Does the First Amendment apply to UCLA? Yes, because as an extension of the California government, UCLA is a state actor. So, if UCLA constrains your freedom of speech, then the First Amendment most definitely applies.

And the Privates?

Private universities generally are not considered “state actors,” which means that the Constitution doesn’t apply to them. That said, most private universities voluntarily govern themselves as if they were subject to the First Amendment and, quite often, have promised (through contract) to do so.  Also, some state statutes—including the Leonard Law in California—expressly apply First Amendment norms to student speech at private universities. [Back to Top]


Why protect speech?

It’s Essential to a Healthy Democracy

We protect speech because words and expressive conduct can do glorious things. They can inform us of startling facts and new discoveries. They can teach us novel theories and buried histories. They can persuade us to shift our views and understandings. They can move us with rhyme and meter and gorgeous metaphor. More fundamentally, we value free speech because it is essential to a healthy democracy.  At its most basic level, freedom of speech permits us to dissent from government conduct—whether by poster, tweet, or raised fist, and whether it’s disagreement with domestic affairs, foreign policy, or public monuments. Without this protection, the government could punish speech it disliked. Say a prayer, go to jail. Speak your mind, pay a fine. Would you want to live in such a society? Would you want a UCLA Administrator, California Governor, or United States President to wield such power?

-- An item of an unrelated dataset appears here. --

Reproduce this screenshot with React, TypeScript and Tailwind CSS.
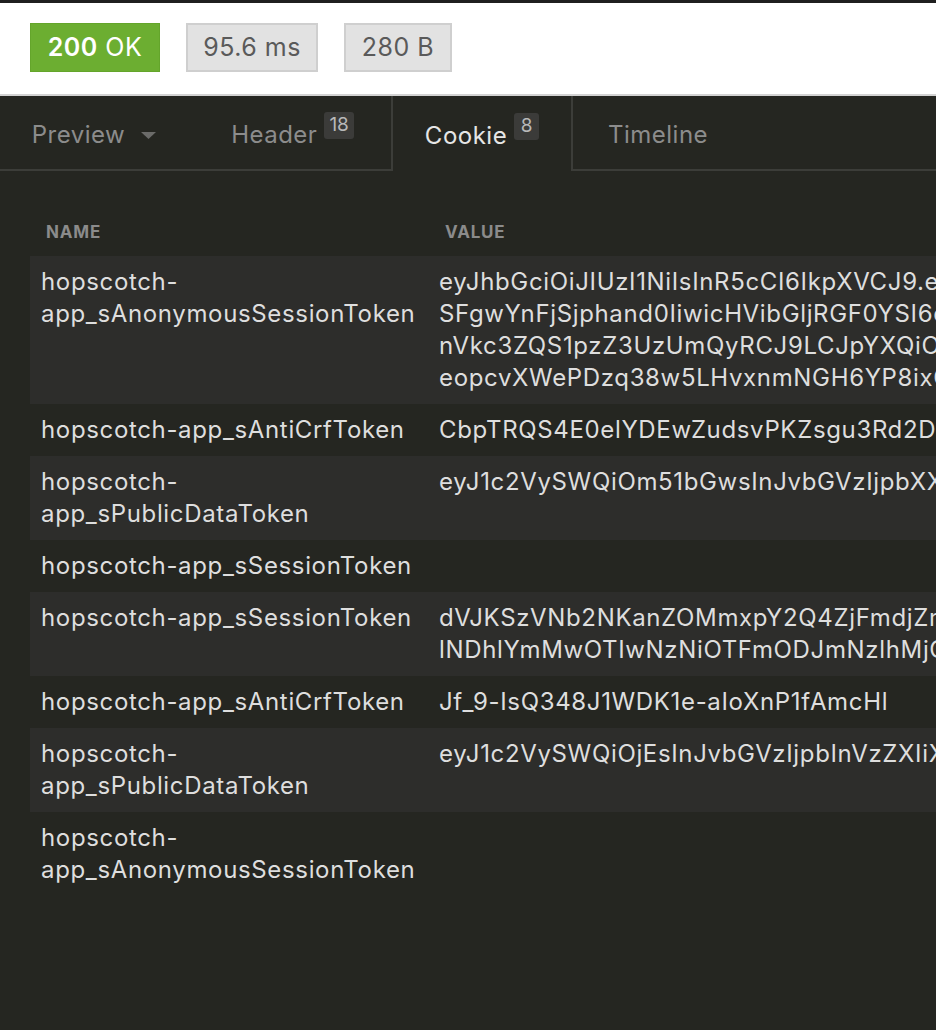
import React from 'react';

type Cookie = {
  name: string[];
  value: string[];
};

const cookies: Cookie[] = [
  {
    name: ['hopscotch-', 'app_sAnonymousSessionToken'],
    value: [
      'eyJhbGciOiJIUzI1NiIsInR5cCI6IkpXVCJ9.eyJkYXRhIjp7',
      'SFgwYnFjSjphand0IiwicHVibGljRGF0YSI6eyJ1',
      'nVkc3ZQS1pzZ3UzUmQyRCJ9LCJpYXQiOjE1OD',
      'eopcvXWePDzq38w5LHvxnmNGH6YP8ixQ2aT',
    ],
  },
  { name: ['hopscotch-app_sAntiCrfToken'], value: ['CbpTRQS4E0elYDEwZudsvPKZsgu3Rd2DfVw'] },
  {
    name: ['hopscotch-', 'app_sPublicDataToken'],
    value: ['eyJ1c2VySWQiOm51bGwsInJvbGVzIjpbXX0='],
  },
  { name: ['hopscotch-app_sSessionToken'], value: [] },
  {
    name: ['hopscotch-app_sSessionToken'],
    value: ['dVJKSzVNb2NKanZOMmxpY2Q4ZjFmdjZmNW', 'lNDhlYmMwOTIwNzNiOTFmODJmNzlhMjQ1'],
  },
  { name: ['hopscotch-app_sAntiCrfToken'], value: ['Jf_9-IsQ348J1WDK1e-aIoXnP1fAmcHl'] },
  {
    name: ['hopscotch-', 'app_sPublicDataToken'],
    value: ['eyJ1c2VySWQiOjEsInJvbGVzIjpbInVzZXIiXX0='],
  },
  { name: ['hopscotch-', 'app_sAnonymousSessionToken'], value: [] },
];

function TabCount({ n }: { n: number }) {
  return (
    <span className="ml-[7px] -mt-[20px] inline-flex h-[27px] min-w-[25px] items-center justify-center rounded-[3px] bg-[#3b3b39] px-[5px] text-[19px] tracking-normal text-[#b8b8b8]">
      {n}
    </span>
  );
}

export default function App() {
  return (
    <div className="h-[1030px] w-[936px] overflow-hidden bg-[#252621] font-['Inter',sans-serif] tracking-[0.5px]">
      {/* status bar */}
      <div className="flex h-[96px] items-center gap-[26px] border-t-[3px] border-b-2 border-t-[#1f1f1f] border-b-[#d3d3d3] bg-white px-[30px] pb-[2px]">
        <div className="flex h-[49px] w-[130px] items-center justify-center border border-[#64a52b] bg-[#6cae31] text-[25px] text-white">
          <span className="font-semibold">200</span>&nbsp;OK
        </div>
        <div className="flex h-[49px] w-[132px] items-center justify-center border-2 border-[#cfcfcf] bg-[#e2e2e2] text-[25px] text-[#5a5a5a]">
          95.6 ms
        </div>
        <div className="flex h-[49px] w-[108px] items-center justify-center border-2 border-[#cfcfcf] bg-[#e2e2e2] text-[25px] text-[#5a5a5a]">
          280 B
        </div>
      </div>

      {/* tabs */}
      <div className="flex h-[75px] text-[24px]">
        <div className="flex w-[194px] items-center justify-center border-b-2 border-[#3c3d39] pt-[5px] pr-[6px] text-[#8c8c8c]">
          Preview
          <svg className="ml-[16px]" width="15" height="7" viewBox="0 0 15 7">
            <path d="M0 0h15L7.5 7z" fill="#6b6b69" />
          </svg>
        </div>
        <div className="flex w-[199px] items-center justify-center border-r-2 border-b-2 border-[#3c3d39] pt-[5px] text-[#8c8c8c]">
          Header
          <TabCount n={18} />
        </div>
        <div className="flex w-[180px] items-center justify-center border-r-2 border-[#3c3d39] pt-[5px] text-[#e6e6e6]">
          Cookie
          <TabCount n={8} />
        </div>
        <div className="flex w-[170px] items-center justify-center border-b-2 border-[#3c3d39] pt-[5px] text-[#8c8c8c]">
          Timeline
        </div>
        <div className="flex-1 border-b-2 border-[#3c3d39]" />
      </div>

      {/* cookie table */}
      <div className="w-[1400px] pl-[30px] pt-[44px]">
        <div className="flex h-[41px] items-center pb-[6px] text-[17px] font-bold tracking-[0.8px] text-[#8b8b8b]">
          <div className="w-[398px] pl-[16px]">NAME</div>
          <div className="pl-[17px]">VALUE</div>
        </div>
        {cookies.map((c, i) => (
          <div
            key={i}
            className={`flex py-[10px] text-[24px] leading-[32px] tracking-[0.65px] text-[#dedede] ${i % 2 === 0 ? 'bg-[#2d2d2b]' : ''}`}
          >
            <div className="w-[398px] shrink-0 whitespace-nowrap pl-[11px]">
              {c.name.map((l) => (
                <div key={l}>{l}</div>
              ))}
            </div>
            <div className="whitespace-nowrap pl-[11px]">
              {c.value.map((l) => (
                <div key={l}>{l}</div>
              ))}
            </div>
          </div>
        ))}
      </div>
    </div>
  );
}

And to the University and Its Mission

Freedom of speech carries special import on university campuses such as ours.  As a public institution in Southern California, we proudly celebrate the robust diversity of perspectives, beliefs, and values that exists among us. But such heterogeneity means there will be conflict and passionate disagreement. Of course, UCLA should do everything possible to ensure that those disagreements are debated on-the-merits, with clarifications, concessions, persuasion, and respect. But the bottom line is that we want that diversity of viewpoints to be aired, debated, and considered, not trapped inside single-minded echo chambers. In addition, UCLA vociferously defends its commitment to “academic freedom,” which among various meanings includes the freedom to inquire. There’s no constitutional provision that explicitly addresses academic freedom, but the Supreme Court has described it as a “special concern of the First Amendment.” The freedom to communicate (speech) and the (academic) freedom to inquire are both essential to the university’s fundamental mission, “which is to discover knowledge and to disseminate it to its students and to society at large.”

But there are Costs

We say more about this below, but we are compelled here to state clearly that free speech comes with great costs.  Words and expressive conduct can wound in severe and concrete ways.  For a university, any discussion about freedom of speech is incomplete without recognizing that speech can derail other fundamental commitments—for instance, to ensure that all students, regardless of identity, can live, learn, and study in an equal learning environment. [Back to Top]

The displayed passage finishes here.